Aldi launches its own-brand wine in paper bottles in a UK supermarket first

Image courtesy Frugalpac

Aldi is launching its own-brand wine in paper bottles, in an effort to reduce its carbon footprint.

Using bottles from 94% recycled paperboard with a food-grade pouch to contain the wine, the new bottles are fully recyclable and five times lighter than a standard glass bottle.

The Cambalala South African Shiraz and Cambalala South African Sauvignon Blanc will be available to buy in lightweight paper bottles, in stores from 18th March, coinciding with Global Recycling Day.

By replacing glass bottles with paper and stocking in stores nationwide, Aldi hopes to generate a carbon footprint reduction that is “equivalent to driving around the planet 5.8 times”.

“Shoppers are striving to become more sustainable in their everyday lives, looking for small ways to make a big difference for our planet,” said Julie Ashfield, managing director of buying at Aldi UK.

“Our buying teams are continuously thinking of how we can evolve our ranges to offer greater value and greener choices.
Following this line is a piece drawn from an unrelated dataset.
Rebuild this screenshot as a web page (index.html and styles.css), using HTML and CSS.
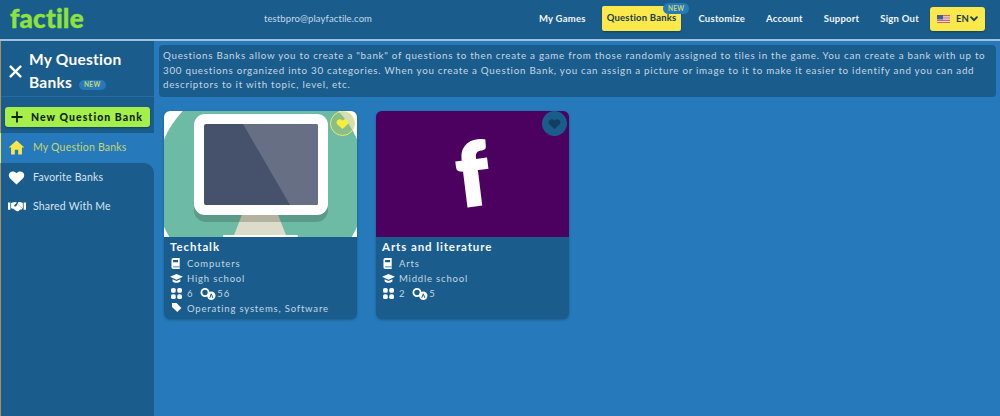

We are proud to be the first supermarket to launch an own-brand paper bottle, helping to drive sustainable change.”

Aldi worked with Frugalpac on the supermarket-first initiative, an Ipswich-based company engineering sustainable packaging options.

Frugalpac CEO Malcolm Waugh said the company was “thrilled” to be partnering with Aldi for new range.
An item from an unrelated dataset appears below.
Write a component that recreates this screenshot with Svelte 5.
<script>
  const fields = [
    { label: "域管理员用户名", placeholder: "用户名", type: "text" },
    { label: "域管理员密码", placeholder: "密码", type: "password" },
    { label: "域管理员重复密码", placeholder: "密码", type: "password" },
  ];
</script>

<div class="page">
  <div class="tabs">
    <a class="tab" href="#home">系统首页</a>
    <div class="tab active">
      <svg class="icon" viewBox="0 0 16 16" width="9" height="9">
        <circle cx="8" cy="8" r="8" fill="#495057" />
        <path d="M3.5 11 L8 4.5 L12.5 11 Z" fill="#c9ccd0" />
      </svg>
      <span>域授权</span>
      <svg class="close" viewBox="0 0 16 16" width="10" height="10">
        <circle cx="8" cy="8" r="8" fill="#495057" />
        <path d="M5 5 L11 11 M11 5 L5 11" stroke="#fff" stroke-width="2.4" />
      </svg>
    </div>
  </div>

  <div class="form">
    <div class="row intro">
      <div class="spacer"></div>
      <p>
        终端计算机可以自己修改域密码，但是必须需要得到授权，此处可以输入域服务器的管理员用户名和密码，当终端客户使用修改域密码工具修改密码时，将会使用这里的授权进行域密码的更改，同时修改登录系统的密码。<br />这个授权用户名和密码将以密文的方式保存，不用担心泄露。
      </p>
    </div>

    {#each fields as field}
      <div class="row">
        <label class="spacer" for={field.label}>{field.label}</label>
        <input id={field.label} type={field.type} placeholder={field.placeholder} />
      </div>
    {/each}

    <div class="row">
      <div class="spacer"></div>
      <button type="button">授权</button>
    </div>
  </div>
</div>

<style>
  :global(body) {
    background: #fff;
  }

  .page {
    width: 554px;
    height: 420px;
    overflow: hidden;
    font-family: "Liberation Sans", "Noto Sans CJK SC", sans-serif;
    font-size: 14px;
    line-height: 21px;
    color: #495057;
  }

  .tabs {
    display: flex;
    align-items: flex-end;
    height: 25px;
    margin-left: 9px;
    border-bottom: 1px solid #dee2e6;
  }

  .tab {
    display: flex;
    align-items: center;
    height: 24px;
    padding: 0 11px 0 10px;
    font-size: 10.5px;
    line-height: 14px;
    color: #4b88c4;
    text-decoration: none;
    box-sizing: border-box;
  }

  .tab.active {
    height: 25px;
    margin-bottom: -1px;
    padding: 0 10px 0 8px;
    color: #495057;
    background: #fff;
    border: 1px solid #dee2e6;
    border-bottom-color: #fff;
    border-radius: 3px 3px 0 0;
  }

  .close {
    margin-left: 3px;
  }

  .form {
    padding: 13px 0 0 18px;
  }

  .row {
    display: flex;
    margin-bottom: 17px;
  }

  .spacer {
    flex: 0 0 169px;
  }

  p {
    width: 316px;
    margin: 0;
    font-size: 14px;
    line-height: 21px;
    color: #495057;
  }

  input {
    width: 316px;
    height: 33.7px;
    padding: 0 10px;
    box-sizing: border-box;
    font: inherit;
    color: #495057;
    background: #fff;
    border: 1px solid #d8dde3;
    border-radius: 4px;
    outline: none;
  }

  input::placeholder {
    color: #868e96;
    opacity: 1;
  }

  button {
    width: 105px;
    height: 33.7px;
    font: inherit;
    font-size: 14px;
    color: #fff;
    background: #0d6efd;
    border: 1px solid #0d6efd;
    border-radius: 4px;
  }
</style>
“Our ambition has always been to allow more people the opportunity to enjoy our paper Frugal Bottles, giving them greener choices,” said Waugh.

“Launching in another major UK supermarket means more shoppers can now drink responsibly and sustainably and we are so pleased to be part of that journey.”

Frugalpac aims to decarbonise the global drinks industry by selling its Frugal Bottle Assembly Machines (‘FBAM-1’) into local wine producing regions.

Each FBAM-1 can produce 2.5 million paper bottles a year and offers contract fillers and packaging companies the opportunity to increase the value of their products and services.

By establishing local ‘production hubs’, Frugalpac hopes to cut carbon emissions even further through reduced transportation and the use of locally-sourced materials.